Well actually, .await is defined by IntoFuture.. but that's just a thin conversion wrapper.

2

Like waiting for a timer, receiving a message over the network, that sort of thing.

3

If that sounds like an Option.. It basically is! Except the code often becomes clearer when our types embed the meaning that they represent. An Option could be None for many reasons, but a Pending is always a work in progress.

4

If this reminds you of the ? operator.. Yeah, this is another parallel.

5

In reality, you'd want to use time instead of trying to count poll calls.. but dealing with time brings in more moving parts that I don't want to deal with right now.

6

Calling poll again after that point is undefined, but usually it'll either panic or keep returning Pending forever.

7

Someone once said something about the sanity that that would imply...

8

And even those regular sequences need to call into primitives that actually do things eventually.
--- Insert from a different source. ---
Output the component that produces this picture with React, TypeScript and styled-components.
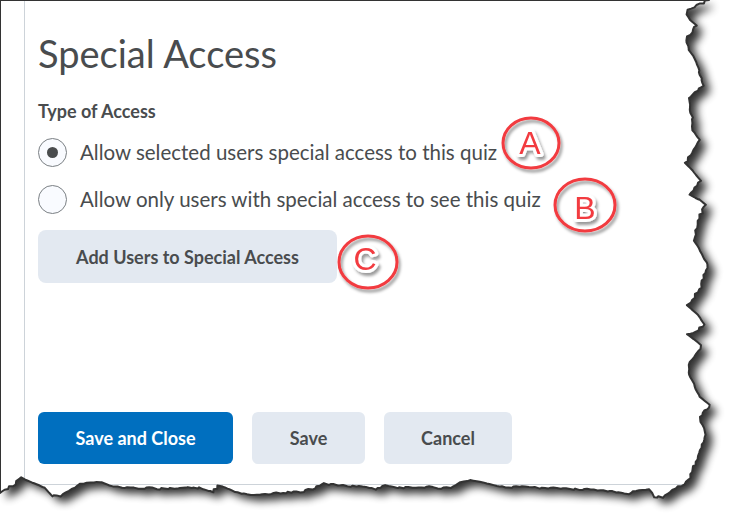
import styled, { createGlobalStyle } from "styled-components";

const GlobalStyle = createGlobalStyle`
  * { box-sizing: border-box; }
  body {
    margin: 0;
    background: #fff;
    font-family: Lato, "Noto Sans", sans-serif;
  }
`;

// rough outline of the torn paper edge (right side, then bottom)
const EDGE: [number, number][] = [
  [709, 0], [700, 4], [688, 10], [686, 14], [690, 20], [696, 25], [692, 32],
  [686, 40], [688, 48], [694, 58], [696, 62], [700, 75], [704, 86], [697, 90],
  [690, 96], [690, 110], [693, 120], [692, 130], [700, 140], [694, 150],
  [685, 163], [692, 170], [700, 180], [695, 188], [690, 195], [700, 200],
  [706, 205], [700, 215], [697, 228], [693, 240], [700, 250], [708, 265],
  [703, 278], [700, 290], [690, 302], [688, 306], [698, 315], [705, 325],
  [698, 330], [688, 335], [695, 340], [702, 346], [695, 353], [690, 362],
  [688, 372], [692, 380], [697, 392], [700, 397], [710, 405], [702, 412],
  [700, 420], [704, 428], [705, 440], [700, 450], [696, 462], [692, 472],
  [689, 480], [682, 486],
  [672, 489], [662, 497], [654, 497], [650, 490], [640, 491], [625, 494],
  [610, 491], [600, 490], [570, 489], [545, 488], [520, 487], [505, 487],
  [490, 484], [480, 482], [470, 480], [460, 482], [450, 487], [440, 488],
  [430, 487], [415, 487], [400, 488], [385, 485], [375, 489], [366, 487],
  [350, 486], [340, 485], [325, 484], [315, 488], [300, 492], [280, 493],
  [262, 494], [248, 495], [235, 492], [222, 486], [218, 486], [213, 492],
  [200, 488], [185, 487], [165, 489], [150, 488], [125, 488], [110, 486],
  [100, 482], [90, 482], [80, 484], [68, 490], [60, 496], [52, 496],
  [45, 488], [35, 484], [28, 481], [22, 478], [15, 484], [5, 490], [0, 493],
];

const buildEdge = () => {
  let seed = 7;
  const rnd = () => {
    seed = (seed * 16807) % 2147483647;
    return seed / 2147483647 - 0.5;
  };
  const pts: string[] = [];
  for (let i = 0; i < EDGE.length - 1; i++) {
    const [x1, y1] = EDGE[i];
    const [x2, y2] = EDGE[i + 1];
    const steps = Math.max(1, Math.round(Math.hypot(x2 - x1, y2 - y1) / 3));
    for (let s = 0; s < steps; s++) {
      const t = s / steps;
      const j = i === 0 && s === 0 ? 0 : rnd() * 2.2;
      pts.push(`${(x1 + (x2 - x1) * t + j).toFixed(1)},${(y1 + (y2 - y1) * t + j * 0.8).toFixed(1)}`);
    }
  }
  pts.push(`${EDGE[EDGE.length - 1][0]},${EDGE[EDGE.length - 1][1]}`);
  return pts.join(" L");
};

const paper = `M0,0 L${buildEdge()} Z`;

const TornEdge = () => (
  <EdgeSvg width="732" height="521" viewBox="0 0 732 521">
    <defs>
      <clipPath id="outside">
        <path clipRule="evenodd" d={`M-20,-20 H760 V540 H-20 Z ${paper}`} />
      </clipPath>
      <filter id="soft" x="-5%" y="-5%" width="110%" height="110%">
        <feGaussianBlur stdDeviation="4" />
      </filter>
    </defs>
    <g clipPath="url(#outside)">
      <rect x="-20" y="-20" width="780" height="570" fill="#fff" />
      <path d={paper} fill="#000" opacity="0.8" filter="url(#soft)" transform="translate(7,6)" />
    </g>
    <path d={paper} fill="none" stroke="#333" strokeWidth="2" strokeLinejoin="round" />
  </EdgeSvg>
);

type CalloutProps = {
  cx: number;
  cy: number;
  rx: number;
  ry: number;
  letter: string;
  lx?: number;
  ly?: number;
};

const Callout = ({ cx, cy, rx, ry, letter, lx = 0, ly = 0 }: CalloutProps) => (
  <CalloutSvg
    width={rx * 2 + 20}
    height={ry * 2 + 20}
    style={{ left: cx - rx - 10, top: cy - ry - 10 }}
  >
    <defs>
      <filter id={`sh${letter}`} x="-30%" y="-30%" width="160%" height="160%">
        <feDropShadow dx="2" dy="3" stdDeviation="1.8" floodColor="#000" floodOpacity="0.4" />
      </filter>
    </defs>
    <ellipse
      cx={rx + 10}
      cy={ry + 10}
      rx={rx}
      ry={ry}
      fill="none"
      stroke="#f23b3f"
      strokeWidth="3"
      filter={`url(#sh${letter})`}
    />
    <text
      x={rx + 10 + lx}
      y={ry + 10 + ly}
      dy="11.5"
      textAnchor="middle"
      fontFamily="'Liberation Sans', Arial, sans-serif"
      fontSize="32"
      fill="#f23b3f"
      stroke="#fff"
      strokeWidth="6"
      strokeLinejoin="round"
      paintOrder="stroke"
      filter={`url(#sh${letter})`}
    >
      {letter}
    </text>
  </CalloutSvg>
);

const App = () => (
  <>
    <GlobalStyle />
    <Frame>
      <Page>
        <Panel>
          <Title>Special Access</Title>
          <Legend>Type of Access</Legend>
          <RadioList>
            <RadioRow>
              <Radio checked />
              <RadioLabel>Allow selected users special access to this quiz</RadioLabel>
            </RadioRow>
            <RadioRow>
              <Radio />
              <RadioLabel>Allow only users with special access to see this quiz</RadioLabel>
            </RadioRow>
          </RadioList>
          <AddButton>Add Users to Special Access</AddButton>
          <Footer>
            <Button $primary $w={195}>Save and Close</Button>
            <Button $w={113}>Save</Button>
            <Button $w={128}>Cancel</Button>
          </Footer>
        </Panel>
      </Page>
      <Callout cx={531} cy={143} rx={28} ry={25} letter="A" lx={-1} ly={-1} />
      <Callout cx={585} cy={205} rx={30} ry={26} letter="B" ly={2} />
      <Callout cx={368} cy={262} rx={29} ry={26} letter="C" lx={-3} ly={-4} />
      <TornEdge />
    </Frame>
  </>
);

export default App;

const Frame = styled.div`
  position: relative;
  width: 732px;
  height: 521px;
  overflow: hidden;
  background: #fff;
`;

const Page = styled.div`
  padding-left: 24px;
  height: 485px;
`;

const Panel = styled.div`
  display: flex;
  flex-direction: column;
  height: 100%;
  padding: 31px 13px 20px;
  border-left: 1px solid #cdd3d9;
  border-bottom: 1px solid #cdd3d9;
  color: #494c4e;
`;

const Title = styled.h1`
  margin: 0;
  font-size: 38px;
  font-weight: 400;
  line-height: 1.2;
`;

const Legend = styled.div`
  margin-top: 24px;
  font-size: 18px;
  font-weight: 700;
  line-height: 1.2;
`;

const RadioList = styled.div`
  display: flex;
  flex-direction: column;
  gap: 18px;
  margin-top: 16px;
`;

const RadioRow = styled.label`
  display: flex;
  align-items: center;
  gap: 13px;
`;

const Radio = styled.span<{ checked?: boolean }>`
  position: relative;
  flex: none;
  width: 29px;
  height: 29px;
  border: 1px solid #7b8084;
  border-radius: 50%;
  background: #f9fbff;

  &::after {
    content: "";
    display: ${({ checked }) => (checked ? "block" : "none")};
    position: absolute;
    left: 8px;
    top: 8px;
    width: 11px;
    height: 11px;
    border-radius: 50%;
    background: #494c4e;
  }
`;

const RadioLabel = styled.span`
  font-size: 20.5px;
  line-height: 1.2;
`;

const AddButton = styled.button`
  margin-top: 16px;
  width: 299px;
  height: 53px;
  border: none;
  border-radius: 8px;
  background: #e3e9f1;
  color: #494c4e;
  font-family: Lato, sans-serif;
  font-size: 18px;
  font-weight: 700;
`;

const Footer = styled.div`
  display: flex;
  gap: 19px;
  margin-top: auto;
`;

const Button = styled.button<{ $primary?: boolean; $w: number }>`
  width: ${({ $w }) => $w}px;
  height: 52px;
  border: none;
  border-radius: 6px;
  background: ${({ $primary }) => ($primary ? "#006fbf" : "#e3e9f1")};
  color: ${({ $primary }) => ($primary ? "#fff" : "#494c4e")};
  font-family: Lato, sans-serif;
  font-size: 18px;
  font-weight: 700;
`;

const CalloutSvg = styled.svg`
  position: absolute;
  overflow: visible;
`;

const EdgeSvg = styled.svg`
  position: absolute;
  inset: 0;
  pointer-events: none;
`;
Futures don't just come fully formed out of the ether, after all.

9

In our imaginary world where Rust supports await-ing SimpleFuture rather than Future, anyway.

10

Yes, in reality this should happen before connecting, since we don't want to keep our thread busy while waiting for that. For now, let's pretend that the connection already existed. For complicated reasons that are out of scope for right now, the Rust standard library doesn't really handle asynchronous connect operations. Tokio does this for you.